# GIVEN EXERCISE
Give only the number of lines in the data that contain the word "this".

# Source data
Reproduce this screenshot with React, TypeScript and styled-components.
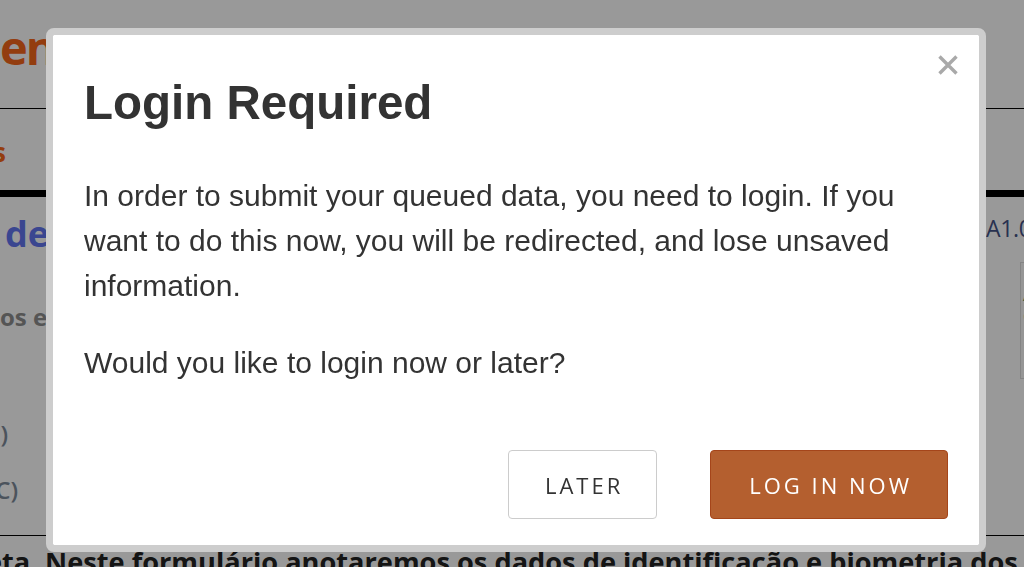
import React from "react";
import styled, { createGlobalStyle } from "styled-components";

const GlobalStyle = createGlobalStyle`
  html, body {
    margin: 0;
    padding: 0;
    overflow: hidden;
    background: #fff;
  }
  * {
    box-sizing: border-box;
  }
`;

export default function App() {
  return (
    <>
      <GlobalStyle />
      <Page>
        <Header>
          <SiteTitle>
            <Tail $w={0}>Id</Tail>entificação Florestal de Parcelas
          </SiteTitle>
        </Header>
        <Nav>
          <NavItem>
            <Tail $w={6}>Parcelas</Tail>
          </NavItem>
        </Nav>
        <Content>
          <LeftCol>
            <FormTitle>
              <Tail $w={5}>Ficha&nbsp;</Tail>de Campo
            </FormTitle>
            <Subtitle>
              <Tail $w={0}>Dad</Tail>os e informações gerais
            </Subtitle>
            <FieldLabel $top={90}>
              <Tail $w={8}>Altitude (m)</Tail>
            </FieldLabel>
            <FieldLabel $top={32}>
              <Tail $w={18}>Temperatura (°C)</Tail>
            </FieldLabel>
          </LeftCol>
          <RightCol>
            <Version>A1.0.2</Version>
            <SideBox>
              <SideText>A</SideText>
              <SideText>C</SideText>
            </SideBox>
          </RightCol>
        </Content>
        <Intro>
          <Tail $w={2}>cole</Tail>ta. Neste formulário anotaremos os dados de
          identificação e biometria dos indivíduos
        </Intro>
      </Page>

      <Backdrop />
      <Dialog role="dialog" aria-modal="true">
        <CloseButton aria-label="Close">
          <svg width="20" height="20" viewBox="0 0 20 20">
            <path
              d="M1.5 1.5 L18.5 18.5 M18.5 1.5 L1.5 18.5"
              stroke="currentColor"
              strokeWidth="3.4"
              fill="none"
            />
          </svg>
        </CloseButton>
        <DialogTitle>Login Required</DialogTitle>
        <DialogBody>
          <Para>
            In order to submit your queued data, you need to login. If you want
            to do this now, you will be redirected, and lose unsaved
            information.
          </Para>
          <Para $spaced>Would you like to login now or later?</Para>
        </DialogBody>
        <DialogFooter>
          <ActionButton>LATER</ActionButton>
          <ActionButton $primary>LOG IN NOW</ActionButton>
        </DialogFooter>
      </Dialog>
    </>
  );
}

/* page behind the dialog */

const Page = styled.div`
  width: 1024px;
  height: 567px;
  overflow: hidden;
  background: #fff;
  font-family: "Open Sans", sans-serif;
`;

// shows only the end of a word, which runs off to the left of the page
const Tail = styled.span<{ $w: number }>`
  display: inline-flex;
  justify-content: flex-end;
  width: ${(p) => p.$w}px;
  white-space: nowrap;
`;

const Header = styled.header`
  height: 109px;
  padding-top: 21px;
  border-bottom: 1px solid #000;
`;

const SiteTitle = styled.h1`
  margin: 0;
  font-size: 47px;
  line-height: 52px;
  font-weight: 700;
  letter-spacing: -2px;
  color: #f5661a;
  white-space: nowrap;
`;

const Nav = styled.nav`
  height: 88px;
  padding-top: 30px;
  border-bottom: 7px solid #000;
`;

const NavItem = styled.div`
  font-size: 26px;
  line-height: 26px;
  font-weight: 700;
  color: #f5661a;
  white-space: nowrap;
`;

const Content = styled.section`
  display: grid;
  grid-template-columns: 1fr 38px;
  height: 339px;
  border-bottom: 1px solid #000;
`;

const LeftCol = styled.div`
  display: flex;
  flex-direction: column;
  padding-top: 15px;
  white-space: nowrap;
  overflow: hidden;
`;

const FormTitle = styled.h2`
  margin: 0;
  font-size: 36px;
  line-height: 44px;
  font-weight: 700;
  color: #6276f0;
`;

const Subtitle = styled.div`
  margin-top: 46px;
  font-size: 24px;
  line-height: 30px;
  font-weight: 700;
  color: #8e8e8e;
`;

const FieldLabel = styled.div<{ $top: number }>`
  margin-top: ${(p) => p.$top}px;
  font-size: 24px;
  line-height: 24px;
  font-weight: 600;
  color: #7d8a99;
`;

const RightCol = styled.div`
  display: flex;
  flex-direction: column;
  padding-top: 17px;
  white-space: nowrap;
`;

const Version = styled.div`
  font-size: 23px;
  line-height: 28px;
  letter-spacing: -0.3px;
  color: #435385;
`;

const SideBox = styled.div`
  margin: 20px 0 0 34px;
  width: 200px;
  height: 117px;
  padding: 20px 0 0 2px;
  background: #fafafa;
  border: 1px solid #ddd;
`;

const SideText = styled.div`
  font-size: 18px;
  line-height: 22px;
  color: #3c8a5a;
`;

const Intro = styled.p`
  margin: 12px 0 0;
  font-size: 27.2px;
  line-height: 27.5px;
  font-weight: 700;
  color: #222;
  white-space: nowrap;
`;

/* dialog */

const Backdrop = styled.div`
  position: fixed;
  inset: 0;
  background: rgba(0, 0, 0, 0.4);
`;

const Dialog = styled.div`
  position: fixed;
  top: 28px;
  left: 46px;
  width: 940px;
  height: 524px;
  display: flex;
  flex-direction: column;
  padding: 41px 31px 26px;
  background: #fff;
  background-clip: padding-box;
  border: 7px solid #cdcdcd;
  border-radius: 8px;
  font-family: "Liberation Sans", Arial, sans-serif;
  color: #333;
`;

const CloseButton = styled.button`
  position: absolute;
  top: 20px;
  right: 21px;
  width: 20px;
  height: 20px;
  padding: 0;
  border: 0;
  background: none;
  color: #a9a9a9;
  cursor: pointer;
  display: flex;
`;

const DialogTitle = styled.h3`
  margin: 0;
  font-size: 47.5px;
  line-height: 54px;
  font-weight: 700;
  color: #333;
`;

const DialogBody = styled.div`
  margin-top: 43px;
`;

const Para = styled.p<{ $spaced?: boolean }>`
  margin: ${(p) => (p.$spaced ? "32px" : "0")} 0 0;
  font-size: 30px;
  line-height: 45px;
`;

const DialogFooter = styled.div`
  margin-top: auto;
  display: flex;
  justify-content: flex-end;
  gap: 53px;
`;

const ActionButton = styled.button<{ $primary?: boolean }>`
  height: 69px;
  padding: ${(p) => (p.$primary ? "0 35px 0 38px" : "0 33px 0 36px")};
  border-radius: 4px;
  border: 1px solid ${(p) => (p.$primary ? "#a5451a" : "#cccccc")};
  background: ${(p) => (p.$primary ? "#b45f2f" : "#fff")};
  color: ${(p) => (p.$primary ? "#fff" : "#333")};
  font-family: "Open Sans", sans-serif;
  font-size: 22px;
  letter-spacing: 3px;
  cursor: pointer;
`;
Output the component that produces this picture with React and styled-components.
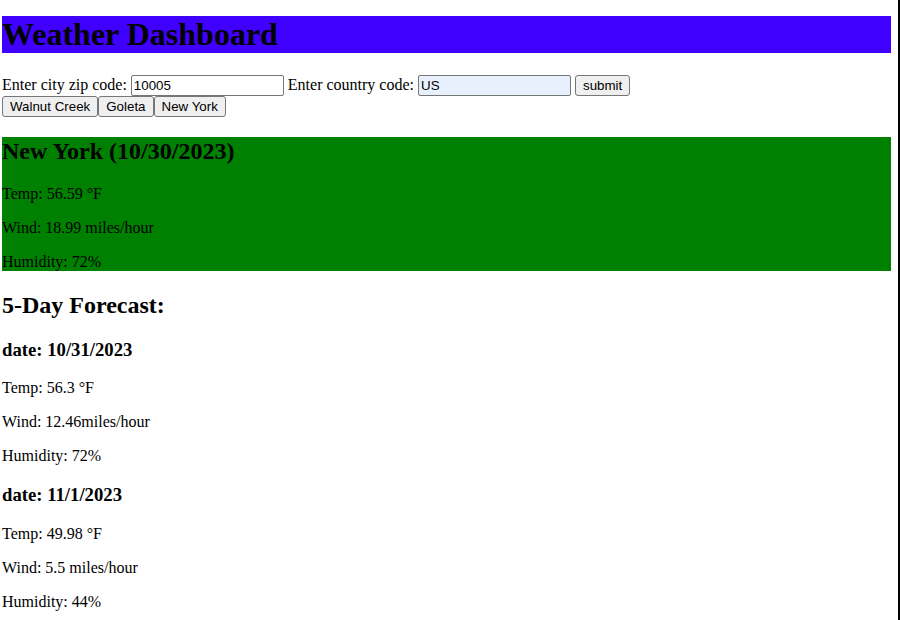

# RESPONSE TO THE TASK
3